- Opening title
- Genre: Period drama
- Based on: Oliver Twist by Charles Dickens
- Screenplay by: Constance Cox
- Directed by: Eric Tayler (credited as 'producer')
- Starring: Bruce Prochnik Max Adrian Peter Vaughan
- Composer: Ron Grainer
- Country of origin: United Kingdom
- Original language: English
- No. of episodes: 13

Production
- Producer: Eric Tayler
- Running time: 30 minutes

Original release
- Network: BBC TV
- Release: 7 January – 1 April 1962

= Oliver Twist (1962 TV serial) =

Oliver Twist is a 1962 BBC TV adaptation of Charles Dickens' 1838 novel Oliver Twist, serialised in 13 episodes. Due in part to its transmission at Sunday teatimes, the production proved to be controversial, with questions asked in Parliament and many viewer complaints over the brutal murder of Nancy by Bill Sikes in its eleventh episode. The serial has survived intact, and was released to DVD in 2017 by Simply Media.

==Plot==
For a detailed plot, see Oliver Twist.

==Cast==
Bruce Prochnik as Oliver had previously appeared in the part in the West End run of the musical version of the story, Oliver!, in 1961. Both Prochnik as Oliver and Willoughby Goddard, who played Mr. Bumble, would subsequently go on to take the same roles in the original Broadway version of Oliver! in 1963.

==Archive status==
All episodes survived the BBC's junking intact. Although the original 405-line master videotapes were wiped or destroyed, copies survived in the form of telerecordings created for preservation and/or rebroadcast.
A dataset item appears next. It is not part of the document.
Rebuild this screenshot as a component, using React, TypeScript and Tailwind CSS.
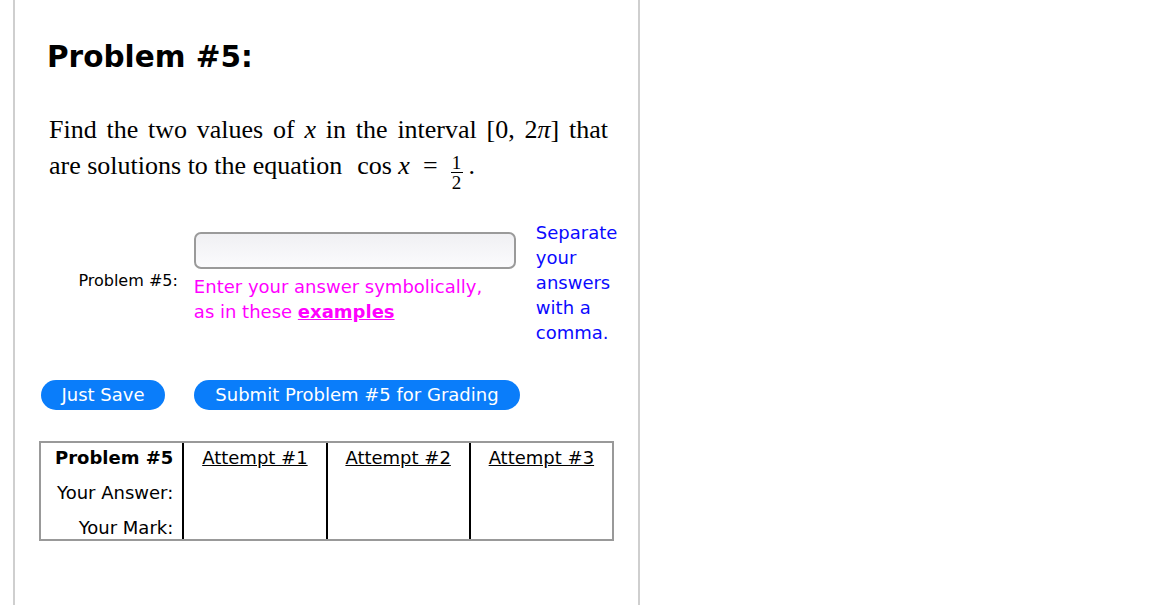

The films received restoration by Peter Crocker at SVS (known for classic Doctor Who restoration for DVD releases), although some faults such as high pitched ringing over the audio and a lack of VidFIRE due to the low quality of the reels are evident on the release, which is displayed as a warning on the DVD.

==Critical reception==
Of its DVD release, Archive Television Musings wrote "Whilst there’s numerous adaptations of Olivier Twist to choose from, this one – thanks to the fidelity it displays to Dickens' original novel and the performances (especially Peter Vaughan's rampaging Bill Sikes) – is certainly worth checking out.  Recommended."